Scope guardrail: PAPER only. Nothing here enables live trading or changes the capital mode. The daemon's active set is now derived from validated evidence instead of a hand-maintained list.


1. Root cause of the 0.00-Sharpe cohort (proven)

backtest_results/SUMMARY.md (2020-2024) showed 0 of 36 strategies PASS, with most at Sharpe 0.00 / CAGR 0.0% and a handful badly negative. Two distinct failure modes, now separated by evidence:

1a. Macro / altdata sleeves were starved of their inputs (the 0.00 cohort)
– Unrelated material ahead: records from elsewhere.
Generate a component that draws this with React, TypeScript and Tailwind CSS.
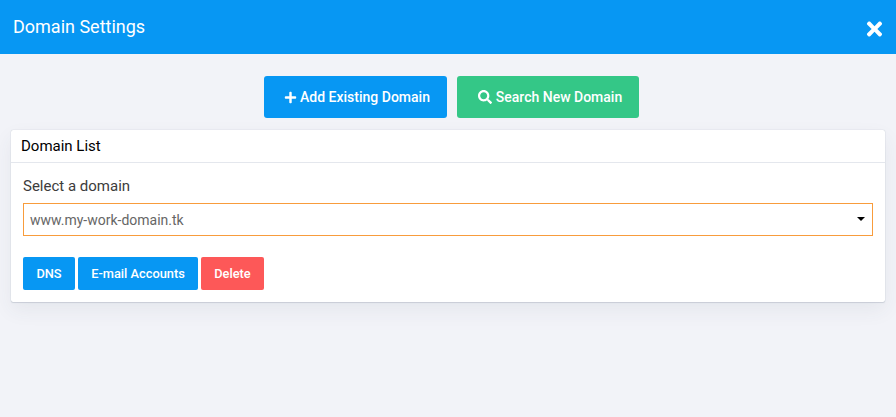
import { FaPlus, FaSearch, FaTimes } from "react-icons/fa";

export default function App() {
  return (
    <div className="h-[417px] w-[896px] overflow-hidden bg-[#f2f3f8] font-['Roboto',sans-serif]">
      <header className="flex h-[54px] items-center justify-between bg-[#0797f3] pl-[13px] pr-[12px] text-white">
        <h1 className="mb-[2px] text-[18px] font-normal">Domain Settings</h1>
        <FaTimes className="mt-[3px] h-[22px] w-[19px]" />
      </header>

      <div className="mt-[22px] flex justify-center gap-[10px] pl-[7px]">
        <button className="flex h-[42px] w-[183px] items-center justify-center gap-[3px] rounded-[3px] bg-[#0797f3] pl-[3px] text-sm font-medium text-white">
          <FaPlus className="h-[13px] w-[13px]" />
          Add Existing Domain
        </button>
        <button className="flex h-[42px] w-[182px] items-center justify-center gap-[4px] rounded-[3px] bg-[#34c787] pl-[4px] text-sm font-medium text-white">
          <FaSearch className="h-[14px] w-[14px]" />
          Search New Domain
        </button>
      </div>

      <section className="mx-[11px] mt-[12px] h-[172px] rounded-[2px] bg-white shadow-[0_0_1px_rgba(60,80,110,0.35),0_1px_1px_rgba(60,80,110,0.15),0_8px_20px_rgba(60,70,90,0.07)]">
        <div className="flex h-[33px] items-center border-b border-[#e4e7ed] px-[10px] text-[15px] text-black">
          Domain List
        </div>
        <div className="px-[12px] pt-[14px]">
          <label className="block h-[26px] text-[15px] leading-[18px] text-[#3c3c3c]">Select a domain</label>
          <div className="flex h-[33px] items-center justify-between border border-[#f89c3c] pl-[6px] pr-[7px] text-sm text-[#666666]">
            <span>www.my-work-domain.tk</span>
            <span className="mb-[1px] h-0 w-0 border-x-[4px] border-t-[4px] border-x-transparent border-t-black" />
          </div>
          <div className="mt-[21px] flex gap-[3px]">
            <button className="h-[33px] w-[52px] rounded-[2px] bg-[#0797f3] text-[12.8px] font-medium text-white">DNS</button>
            <button className="h-[33px] w-[120px] rounded-[2px] bg-[#0797f3] text-[12.8px] font-medium text-white">E-mail Accounts</button>
            <button className="h-[33px] w-[63px] rounded-[2px] bg-[#fd5858] text-[12.8px] font-medium text-white">Delete</button>
          </div>
        </div>
      </section>
    </div>
  );
}
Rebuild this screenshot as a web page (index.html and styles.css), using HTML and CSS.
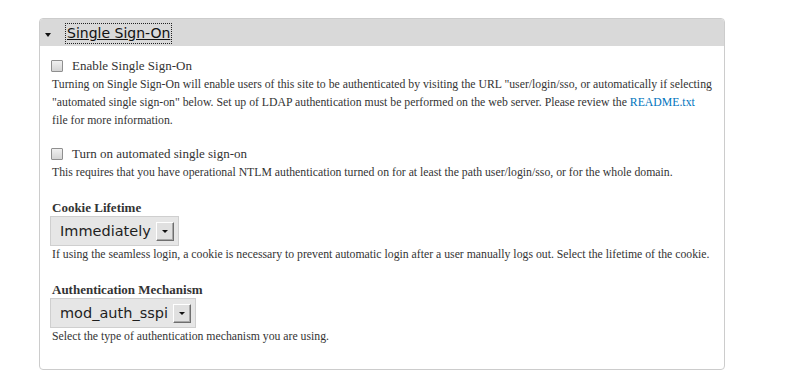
FILE: index.html
```html
<!DOCTYPE html>
<html>
<head>
<meta charset="utf-8">
<link rel="stylesheet" href="styles.css">
</head>
<body>
<div class="fieldset">
  <div class="legend">
    <span class="arrow"></span>
    <span class="legend-title">Single Sign-On</span>
  </div>
  <div class="content">
    <div class="item first">
      <div class="check-row"><span class="checkbox"></span><span class="check-label">Enable Single Sign-On</span></div>
      <div class="desc">Turning on Single Sign-On will enable users of this site to be authenticated by visiting the URL "user/login/sso, or automatically if selecting "automated single sign-on" below. Set up of LDAP authentication must be performed on the web server. Please review the <a class="link" href="#">README.txt</a><br>file for more information.</div>
    </div>
    <div class="item">
      <div class="check-row"><span class="checkbox"></span><span class="check-label">Turn on automated single sign-on</span></div>
      <div class="desc">This requires that you have operational NTLM authentication turned on for at least the path user/login/sso, or for the whole domain.</div>
    </div>
    <div class="item field">
      <div class="field-label">Cookie Lifetime</div>
      <div class="select"><span class="select-text">Immediately</span><span class="select-btn"><span class="tri"></span></span></div>
      <div class="desc">If using the seamless login, a cookie is necessary to prevent automatic login after a user manually logs out. Select the lifetime of the cookie.</div>
    </div>
    <div class="item field">
      <div class="field-label">Authentication Mechanism</div>
      <div class="select"><span class="select-text">mod_auth_sspi</span><span class="select-btn"><span class="tri"></span></span></div>
      <div class="desc">Select the type of authentication mechanism you are using.</div>
    </div>
  </div>
</div>
</body>
</html>
```
FILE: styles.css
```css
html, body {
  margin: 0;
  padding: 0;
  background: #fff;
}
body {
  font-family: "Liberation Serif", serif;
  color: #333;
}
.fieldset {
  margin: 18px 0 0 39px;
  border: 1px solid #ccc;
  border-radius: 4px;
  box-sizing: border-box;
  width: 686px;
  height: 352px;
}
.legend {
  height: 27px;
  background: #d9d9d9;
  border-radius: 3px 3px 0 0;
  display: flex;
  align-items: center;
  padding-left: 5px;
}
.arrow {
  width: 0;
  height: 0;
  border-left: 3px solid transparent;
  border-right: 3px solid transparent;
  border-top: 4px solid #111;
  margin-top: 4px;
}
.legend-title {
  margin-left: 15px;
  font-family: "DejaVu Sans", sans-serif;
  font-size: 14px;
  color: #111;
  text-decoration: underline;
  outline: 1px dotted #222;
  padding: 1px 1px 2px 1px;
  line-height: 16px;
  margin-top: 2px;
}
.content {
  padding: 11px 9px 0 12px;
}
.item {
  margin-top: 15px;
}
.item.first {
  margin-top: 0;
}
.item.field {
  margin-top: 16px;
}
.check-row {
  display: flex;
  align-items: center;
  height: 18px;
  margin-bottom: 1px;
}
.checkbox {
  width: 10px;
  height: 10px;
  border: 1px solid #8f8f8f;
  border-radius: 1px;
  background: linear-gradient(#f0f0f0, #d4d4d4);
  margin-left: -1px;
  margin-right: 9px;
}
.check-label {
  font-size: 13px;
  line-height: 18px;
  color: #333;
}
.desc {
  font-size: 11.75px;
  line-height: 18px;
  color: #333;
}
.link {
  color: #0074bd;
  text-decoration: none;
}
.field-label {
  font-weight: bold;
  font-size: 13px;
  line-height: 16px;
  padding-top: 2px;
  color: #333;
  margin-top: 1px;
}
.select {
  display: inline-flex;
  align-items: center;
  height: 30px;
  box-sizing: border-box;
  margin-left: -2px;
  padding: 0 4px 0 9px;
  background: #e6e6e6;
  border: 1px solid #cfcfcf;
  vertical-align: top;
}
.select-text {
  font-family: "DejaVu Sans", sans-serif;
  font-size: 14.5px;
  color: #1e1e1e;
}
.select-btn {
  margin-left: 5px;
  width: 18px;
  height: 19px;
  box-sizing: border-box;
  background: #e0e0e0;
  border-top: 1px solid #fff;
  border-left: 1px solid #fff;
  border-right: 1px solid #6e6e6e;
  border-bottom: 1px solid #6e6e6e;
  box-shadow: inset -1px -1px 0 #a8a8a8;
  display: flex;
  align-items: center;
  justify-content: center;
}
.tri {
  width: 0;
  height: 0;
  border-left: 3px solid transparent;
  border-right: 3px solid transparent;
  border-top: 3px solid #111;
}
```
The backtest harness computed price features only. The ~30 macro/altdata sleeves read columns that the harness never joined in — dxy, dfii10, t10yie, vix, COT net positioning, futures curve, options IV, etc. Starved of inputs, every one of them hits its own _empty(...) guard and returns zero signals → zero trades → Sharpe exactly 0.00.

Direct proof (dxy_gold, run on real GLD history):

Features fed to dxy_gold.generate_signals Signals empty_reason
price-only (what the old harness produced) 0 insufficient_dxy_history
price + dxy macro column (the fix) processes normally residual_zscore_below_entry_threshold (legit "no extreme dislocation today")

The 0.00 rows were never a strategy verdict — they were a data-wiring bug.

Why it persisted: the only data paths were Alpaca (bars, needs keys) and a FRED API-key cache (scripts/populate_fred_cache.py). With no keys and nothing committed, the harness either aborted ("NO DATA AVAILABLE") or silently ran price-only. That is why checked-in OOS artifacts existed for exactly one strategy (mvg_v1).

1b. The non-zero strategies have genuinely negative post-cost edge

The strategies that did trade (pure price sleeves: carver_trend, gold_tsmom, gold_multi_ma_trend, gold_seasonal_demand, gold_day_of_week, gold_silver_ratio, gold_platinum) are genuinely negative after costs on the commodity-ETF universe — carver_trend at Sharpe −1.63 / −94% max DD is a daily EWMAC book over 46 ETFs including 2x/-2x leveraged names (UCO, SCO, BOIL, KOLD): a turnover-and-decay bloodbath. These are real losers, correctly killed.

Net: capital was spread across ~46 "active" PM strategies, ~30 of which never actually traded in validation and a handful of which had proven-negative edge. That is exactly how a paper book goes flat/negative and why "resetting" doesn't help — the allocation itself was the problem.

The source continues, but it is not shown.